Whatever influence or power there may be in the great American Federation of Labor to help you, rest assured that power and influence is behind you until the end.
— Samuel Gompers, speech to Equity members during 1919 strike
 The AFL soon demonstrated their power. After his appearance at the Equity benefit performance, Gompers met with the AFL's executive counsel in Washington, D.C. Shortly after, the AFL shut down the Hippodrome Theatre, which had been left alone by Equity because the theatre was a vaudeville house. $37,000 had to be refunded to 6,000 theatregoers as a result of this shutdown.

===Conclusion of the strike===
After receiving overwhelming support from the AFL, public, press, and unions all over the country, Equity declared victory on September 6, 1919. On this day, the PMA and Equity signed a five-year contract that included most of Equity's demands. All PMA members were required to use AEA contracts. Managers would pay the actors for overtime and rehearsals as well as travel and costumes. The contract also decided that eight shows would constitute a full week's work and established Saturday as the official payday. Finally, the PMA agreed to lift all of the blacklists and lawsuits they had initiated during the strike.

The news made headlines across the country. The strike had lasted 30 days and resulted in 37 closed productions, 16 prevented openings, and an estimated loss of $2 million to the theatre industry. By the end of the strike, Equity's membership had grown from a couple thousand members to 14,000 members, and its treasury had grown from $13,500 to $120,000.

==Impact==
The strike changed the definition of labor. Before the strike, neither actors nor the public viewed stage actors as workers, and few thought it even possible for them to organize. However, when actors realized that a union was necessary, the way that actors and acting were viewed began to shift. Instead of believing that they as "artists" were above "laborers," both actors themselves and the public began to consider their work as labor. The creation of Equity and their successful 1919 strike broke the perceived class barrier between the actor and the industrial worker. This shift was noted in a New Republic article, "Acting as a Trade," prior to the strike. The article stated that the managers "gave [the actors] the short end of every contract," as the actors "hugged their romantic pride," unwilling to identify themselves as laborers. The article also said that because the actors faced the same hardships as the working man, they would need to adopt the means of the working man in order to be successful.
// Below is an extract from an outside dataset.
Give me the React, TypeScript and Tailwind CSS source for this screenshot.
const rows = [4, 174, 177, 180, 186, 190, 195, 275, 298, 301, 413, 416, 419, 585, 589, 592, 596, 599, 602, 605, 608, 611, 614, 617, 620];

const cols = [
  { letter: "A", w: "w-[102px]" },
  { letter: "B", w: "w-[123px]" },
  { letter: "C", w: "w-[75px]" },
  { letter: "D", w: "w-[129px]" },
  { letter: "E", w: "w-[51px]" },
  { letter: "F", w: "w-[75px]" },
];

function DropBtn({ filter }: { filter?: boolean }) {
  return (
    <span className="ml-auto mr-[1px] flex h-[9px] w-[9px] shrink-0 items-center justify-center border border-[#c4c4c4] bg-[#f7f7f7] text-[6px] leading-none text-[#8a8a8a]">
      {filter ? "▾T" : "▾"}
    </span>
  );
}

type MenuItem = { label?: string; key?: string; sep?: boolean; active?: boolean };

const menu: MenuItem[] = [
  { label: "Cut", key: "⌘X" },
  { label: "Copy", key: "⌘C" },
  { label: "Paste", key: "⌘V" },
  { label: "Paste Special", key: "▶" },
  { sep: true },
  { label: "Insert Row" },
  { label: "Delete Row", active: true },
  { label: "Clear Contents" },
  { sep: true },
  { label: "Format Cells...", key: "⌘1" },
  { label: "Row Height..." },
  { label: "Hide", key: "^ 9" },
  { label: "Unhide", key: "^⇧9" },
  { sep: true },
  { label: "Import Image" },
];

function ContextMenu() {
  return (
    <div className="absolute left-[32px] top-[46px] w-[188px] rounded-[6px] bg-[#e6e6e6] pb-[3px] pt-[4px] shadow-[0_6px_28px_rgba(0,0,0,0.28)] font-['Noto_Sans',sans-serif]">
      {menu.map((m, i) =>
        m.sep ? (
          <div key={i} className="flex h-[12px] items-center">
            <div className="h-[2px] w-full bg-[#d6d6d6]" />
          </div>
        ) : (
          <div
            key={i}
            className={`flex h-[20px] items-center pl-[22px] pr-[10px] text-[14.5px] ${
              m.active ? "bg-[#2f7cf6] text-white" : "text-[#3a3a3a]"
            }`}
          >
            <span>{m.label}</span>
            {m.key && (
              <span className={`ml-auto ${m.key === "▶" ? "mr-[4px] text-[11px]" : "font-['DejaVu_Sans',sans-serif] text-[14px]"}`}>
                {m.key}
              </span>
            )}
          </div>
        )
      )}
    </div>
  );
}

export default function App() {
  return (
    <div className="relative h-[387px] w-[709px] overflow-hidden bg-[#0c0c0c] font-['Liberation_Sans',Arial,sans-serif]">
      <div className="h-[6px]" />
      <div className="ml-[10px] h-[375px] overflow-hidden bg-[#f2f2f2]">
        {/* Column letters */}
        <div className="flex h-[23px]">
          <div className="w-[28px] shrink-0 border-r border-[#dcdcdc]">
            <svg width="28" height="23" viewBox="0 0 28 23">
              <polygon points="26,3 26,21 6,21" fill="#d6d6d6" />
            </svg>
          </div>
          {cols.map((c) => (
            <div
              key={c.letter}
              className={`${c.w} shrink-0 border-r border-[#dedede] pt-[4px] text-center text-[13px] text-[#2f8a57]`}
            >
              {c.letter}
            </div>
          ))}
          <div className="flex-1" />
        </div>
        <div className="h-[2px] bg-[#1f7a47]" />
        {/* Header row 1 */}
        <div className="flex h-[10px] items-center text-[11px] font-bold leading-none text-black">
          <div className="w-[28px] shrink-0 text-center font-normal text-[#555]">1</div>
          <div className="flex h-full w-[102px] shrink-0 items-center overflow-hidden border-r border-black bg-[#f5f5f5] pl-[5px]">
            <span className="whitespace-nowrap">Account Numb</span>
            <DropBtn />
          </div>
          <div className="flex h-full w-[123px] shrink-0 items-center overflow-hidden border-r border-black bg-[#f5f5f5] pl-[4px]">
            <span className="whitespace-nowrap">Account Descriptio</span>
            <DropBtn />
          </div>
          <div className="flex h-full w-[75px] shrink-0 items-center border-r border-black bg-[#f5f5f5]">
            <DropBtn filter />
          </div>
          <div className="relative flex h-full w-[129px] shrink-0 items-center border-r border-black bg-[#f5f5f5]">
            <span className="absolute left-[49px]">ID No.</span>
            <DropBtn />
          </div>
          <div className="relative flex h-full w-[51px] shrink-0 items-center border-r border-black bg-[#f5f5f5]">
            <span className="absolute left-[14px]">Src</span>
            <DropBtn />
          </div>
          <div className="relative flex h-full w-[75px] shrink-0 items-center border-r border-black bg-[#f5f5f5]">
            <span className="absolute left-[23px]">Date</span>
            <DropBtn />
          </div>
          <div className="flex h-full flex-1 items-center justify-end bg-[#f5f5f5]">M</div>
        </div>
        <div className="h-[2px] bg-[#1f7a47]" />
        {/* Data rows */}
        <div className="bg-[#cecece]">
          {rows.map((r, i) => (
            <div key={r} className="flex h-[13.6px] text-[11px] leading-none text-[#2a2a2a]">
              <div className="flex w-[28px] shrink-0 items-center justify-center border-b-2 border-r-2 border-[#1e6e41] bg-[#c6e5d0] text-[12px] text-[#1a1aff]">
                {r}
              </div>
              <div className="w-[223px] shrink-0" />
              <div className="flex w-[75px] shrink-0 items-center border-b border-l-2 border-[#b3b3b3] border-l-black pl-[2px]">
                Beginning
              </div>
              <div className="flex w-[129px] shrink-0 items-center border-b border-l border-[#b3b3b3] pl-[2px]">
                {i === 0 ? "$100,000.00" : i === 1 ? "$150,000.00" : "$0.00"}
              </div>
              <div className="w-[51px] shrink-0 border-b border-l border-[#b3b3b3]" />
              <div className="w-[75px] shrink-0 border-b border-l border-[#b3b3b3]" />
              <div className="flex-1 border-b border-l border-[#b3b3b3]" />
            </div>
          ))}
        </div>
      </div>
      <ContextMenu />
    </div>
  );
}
Equity's victory in the 1919 strike cleared doubts about the ability of actors and actresses to successfully organize. Actors had some differences that separated them from other unions: actors were constantly on the road rehearsing and performing shows, and there were large disparities between members of Equity in regard to status and salary. Historian Sean P. Holmes noted that the wealth of resources available to the theatre manager in comparison to the actor and the divisions within the acting community itself stacked the odds against the AEA in their battle with the managers. Though it had been thought impossible for actors to organize and strike successfully due to both the logistical difficulties they faced and their initial, negative attitudes towards organized labor, they were able to achieve their goals by means of organizing. Equity's success also encouraged other unions within the industry to form, such as the Chorus Equity Association, which was created five days after the start of the strike by Follies chorus members after they learned that their manager had joined the PMA.